Mas o projeto não foi concretizado porque os palestinos não tiveram permissão para sair de Gaza, nem os israelenses para entrar. Depois da guerra, o encontro tornou-se uma ideia quase utópica, mas que seus organizadores ainda acreditam ser possível no futuro. “Os surfistas dos dois lados querem muito pegar ondas juntos. É engraçado, porque os israelenses têm uma visão idílica do mar em Gaza, acham que vão encontrar um novo Havaí. E os palestinos pensam justamente o contrário. Eles não percebem que já surfam exatamente no mesmo litoral”, diz Klein.

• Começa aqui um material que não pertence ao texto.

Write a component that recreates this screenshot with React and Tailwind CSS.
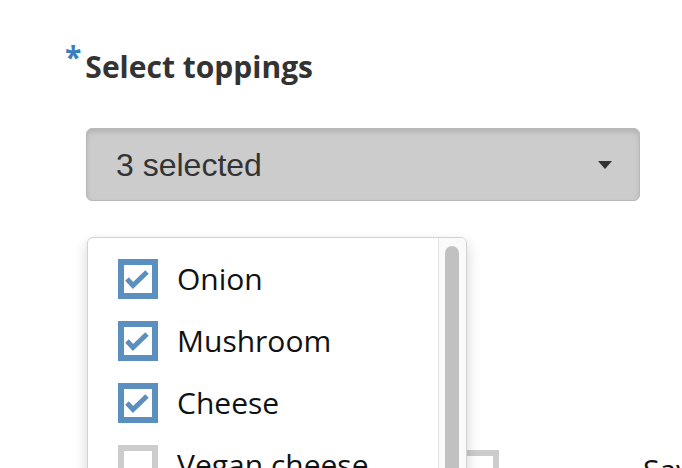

Criador da ONG Surfing 4 Peace, líder da indústria de surf em Israel e organizador da doação de pranchas para os palestinos, o israelense Arthur Rashkovan afirma, por telefone, de Tel-Aviv, que seu maior sonho é surfar em Gaza, onde ele nunca pisou. “Nós surfistas não queremos matar ninguém, só queremos levar uma vida com aquilo que é essencial. Se eu surfar ao lado de um palestino, acredito que eu irei aprender algo e ele também. E daí poderemos servir de exemplo para nossos governos e fazer a diferença.”